Copy out each line containing "Convert" from the entries below.

BEGIN Material for this exercise

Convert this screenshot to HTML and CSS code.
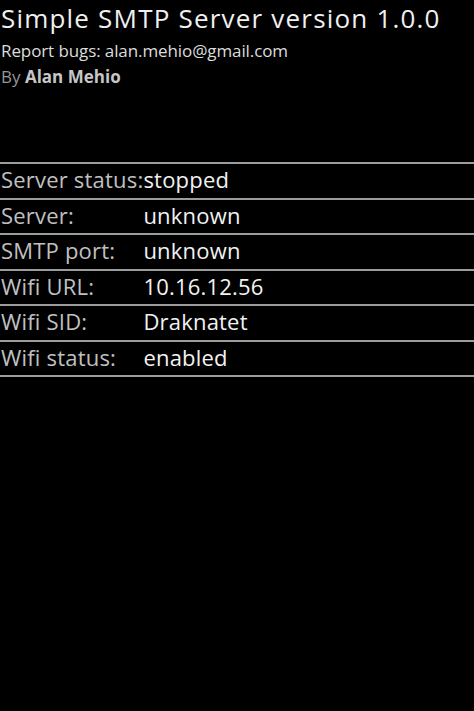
FILE: index.html
```html
<!DOCTYPE html>
<html>
<head>
<meta charset="utf-8">
<link rel="stylesheet" href="styles.css">
</head>
<body>
<div class="header">
  <div class="title">Simple SMTP Server version 1.0.0</div>
  <div class="report">Report bugs: alan.mehio@gmail.com</div>
  <div class="by">By <b class="author">Alan Mehio</b></div>
</div>
<table class="info">
  <tr><td class="label">Server status:</td><td class="value">stopped</td></tr>
  <tr><td class="label">Server:</td><td class="value">unknown</td></tr>
  <tr><td class="label">SMTP port:</td><td class="value">unknown</td></tr>
  <tr><td class="label">Wifi URL:</td><td class="value">10.16.12.56</td></tr>
  <tr><td class="label">Wifi SID:</td><td class="value">Draknatet</td></tr>
  <tr><td class="label">Wifi status:</td><td class="value">enabled</td></tr>
</table>
</body>
</html>
```

FILE: styles.css
```css
html, body {
  margin: 0;
  padding: 0;
  background: #000;
}
body {
  font-family: "Open Sans", "Noto Sans", sans-serif;
  color: #fff;
  width: 474px;
  height: 711px;
  overflow: hidden;
}
.header {
  padding: 2px 0 0 1px;
}
.title {
  font-size: 26px;
  line-height: 32px;
  letter-spacing: 1.2px;
  color: #f0f0f0;
  margin-bottom: 4px;
}
.report {
  font-size: 17px;
  line-height: 26px;
  letter-spacing: -0.1px;
  color: #dcdcdc;
}
.by {
  font-size: 17px;
  line-height: 26px;
  color: #969696;
}
.author {
  color: #c6c6c6;
  font-weight: 700;
}
.info {
  margin-top: 72px;
  width: 100%;
  border-collapse: collapse;
  border-bottom: 2px solid #9c9c9c;
}
.info tr {
  border-top: 2px solid #9c9c9c;
}
.info td {
  padding: 0;
  height: 33.5px;
  font-size: 22px;
  line-height: 30px;
  letter-spacing: 0.2px;
  vertical-align: top;
}
.label {
  width: 1%;
  white-space: nowrap;
  color: #c0c0c0;
  padding-left: 1px !important;
}
.value {
  color: #f2f2f2;
}
```
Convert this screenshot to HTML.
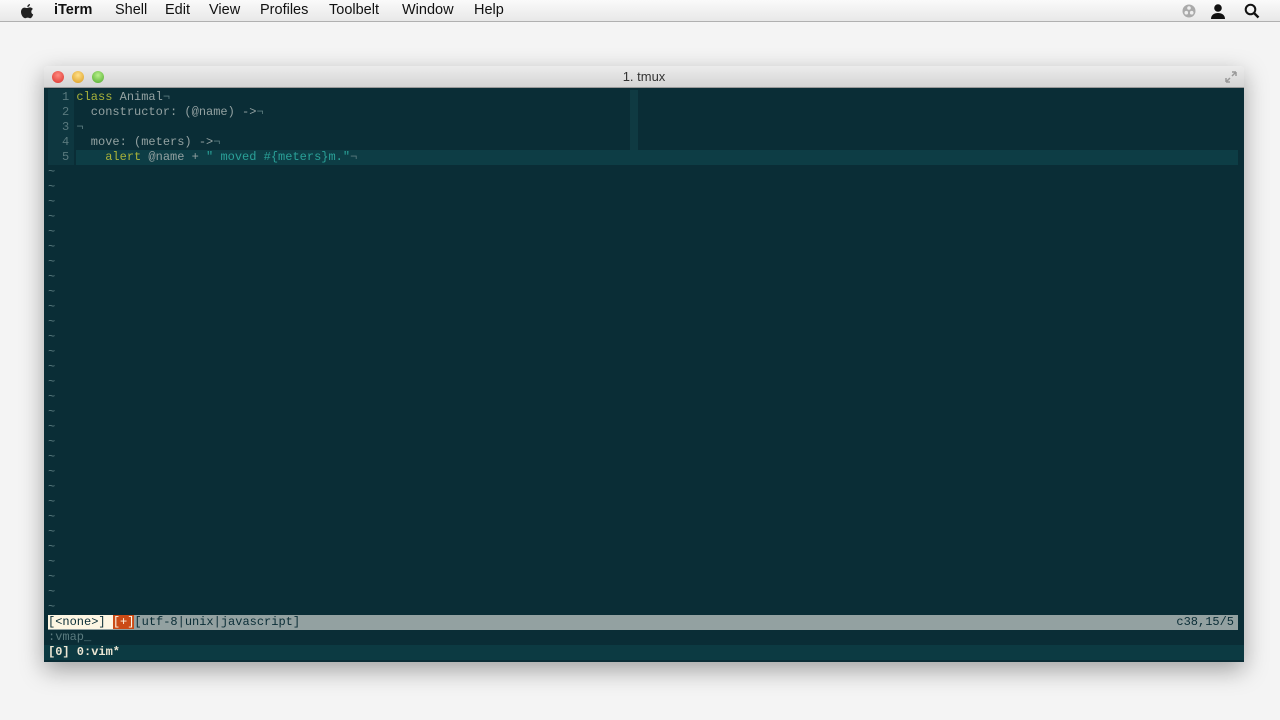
<!DOCTYPE html>
<html><head><meta charset="utf-8"><style>
*{margin:0;padding:0;box-sizing:border-box}
body{width:1280px;height:720px;background:#f4f4f4;position:relative;overflow:hidden;font-family:"Liberation Sans",sans-serif}
.menubar{position:absolute;left:0;top:0;width:1280px;height:22px;background:linear-gradient(#fafafa,#e8e8e8);border-bottom:1px solid #b0b0b0;font-size:14.5px;color:#111}
.menubar span{position:absolute;top:2px}
.win{position:absolute;left:44px;top:66px;width:1200px;height:596px;box-shadow:0 8px 24px rgba(0,0,0,.35);border-radius:4px 4px 0 0;overflow:hidden}
.title{height:22px;background:linear-gradient(#ececec,#d4d4d4);border-bottom:1px solid #999;text-align:center;font-size:13px;color:#333;line-height:22px;position:relative}
.dot{position:absolute;top:5px;width:12px;height:12px;border-radius:50%}
.term{position:absolute;left:0;top:22px;width:1200px;height:574px;background:#0a2d36;font-family:"Liberation Mono",monospace;font-size:12px;color:#93a1a1}
.ln{position:absolute;left:4px;width:26px;height:76px;top:1px;background:#0e3740}
.row{position:absolute;left:0;height:15px;line-height:15px;white-space:pre}
.t{color:#5a7a7e}
</style></head><body>
<div class="menubar">
<svg style="position:absolute;left:19px;top:3px" width="16" height="16" viewBox="0 0 16 16"><path d="M11 1c0 1.5-1.2 3-2.7 3C8.2 2.5 9.5 1.1 11 1zM8 5c1 0 1.8-.6 3-.6 1.2 0 2.3.7 2.9 1.6-2.3 1.3-2 4.6.3 5.5-.5 1.6-1.8 3.7-3 3.7-1 0-1.3-.6-2.5-.6s-1.6.6-2.6.6C4.3 15.2 2 12 2 9c0-2.8 1.8-4.4 3.5-4.4C6.6 4.6 7.2 5 8 5z" fill="#222"/></svg>
<span style="left:54px;font-weight:bold">iTerm</span><span style="left:115px">Shell</span><span style="left:165px">Edit</span><span style="left:209px">View</span><span style="left:260px">Profiles</span><span style="left:329px">Toolbelt</span><span style="left:402px">Window</span><span style="left:474px">Help</span>
<svg style="position:absolute;left:1182px;top:4px" width="14" height="14"><circle cx="7" cy="7" r="6.5" fill="#aaa"/><circle cx="7" cy="4" r="1.8" fill="#eee"/><circle cx="4.3" cy="8.7" r="1.8" fill="#eee"/><circle cx="9.7" cy="8.7" r="1.8" fill="#eee"/></svg>
<svg style="position:absolute;left:1210px;top:3px" width="16" height="16"><circle cx="8" cy="5" r="3.8" fill="#111"/><path d="M1 16c0-4 3-6 7-6s7 2 7 6z" fill="#111"/></svg>
<svg style="position:absolute;left:1244px;top:3px" width="16" height="16"><circle cx="6.5" cy="6.5" r="4.8" fill="none" stroke="#111" stroke-width="2"/><path d="M10 10l4.5 4.5" stroke="#111" stroke-width="2.4"/></svg>
</div>
<div class="win">
<div class="title">1. tmux
<div class="dot" style="left:8px;background:radial-gradient(circle at 50% 35%,#ff8a80,#d9302a)"></div>
<div class="dot" style="left:28px;background:radial-gradient(circle at 50% 35%,#ffe08a,#d99a1c)"></div>
<div class="dot" style="left:48px;background:radial-gradient(circle at 50% 35%,#b8f08a,#4ca82a)"></div>
<svg style="position:absolute;right:6px;top:4px" width="14" height="14"><path d="M2 12l4-4M12 2l-4 4M2 12v-4M2 12h4M12 2v4M12 2h-4" stroke="#999" stroke-width="1.5" fill="none"/></svg>
</div>
<div class="term">
<div class="ln"></div>
<div style="position:absolute;left:586px;top:2px;width:8px;height:60px;background:#0f3a42"></div>
<div style="position:absolute;left:32px;top:62px;width:1162px;height:15px;background:#0d3d45"></div>
<div class="row" style="top:2px;left:18px"><span class="t">1 </span><span style="color:#a8b13a">class</span> Animal<span class="t">¬</span></div>
<div class="row" style="top:17px;left:18px"><span class="t">2 </span>  constructor: (@name) -&gt;<span class="t">¬</span></div>
<div class="row" style="top:32px;left:18px"><span class="t">3 </span><span class="t">¬</span></div>
<div class="row" style="top:47px;left:18px"><span class="t">4 </span>  move: (meters) -&gt;<span class="t">¬</span></div>
<div class="row" style="top:62px;left:18px"><span class="t">5 </span>    <span style="color:#a8b13a">alert</span> @name + <span style="color:#2aa198">" moved #{meters}m."</span><span class="t">¬</span></div>
<div class="row t" style="top:77px;left:4px;line-height:15px">~
~
~
~
~
~
~
~
~
~
~
~
~
~
~
~
~
~
~
~
~
~
~
~
~
~
~
~
~
~</div>
<div class="row" style="top:527px;left:4px;width:1190px;background:#93a1a1;color:#0a2d36"><span style="background:#fdf6e3;color:#0a2d36">[&lt;none&gt;] </span><span style="background:#cb4b16;color:#fdf6e3">[+]</span>[utf-8|unix|javascript]<span style="position:absolute;right:4px">c38,15/5</span></div>
<div class="row t" style="top:542px;left:4px">:vmap_</div>
<div class="row" style="top:557px;left:0;width:1200px;background:#0c3a42;color:#eee8d5;font-weight:bold;padding-left:4px">[0] 0:vim*</div>
</div>
</div>
</body></html>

END Material for this exercise

• Exercise result:
Convert this screenshot to HTML and CSS code.
Convert this screenshot to HTML.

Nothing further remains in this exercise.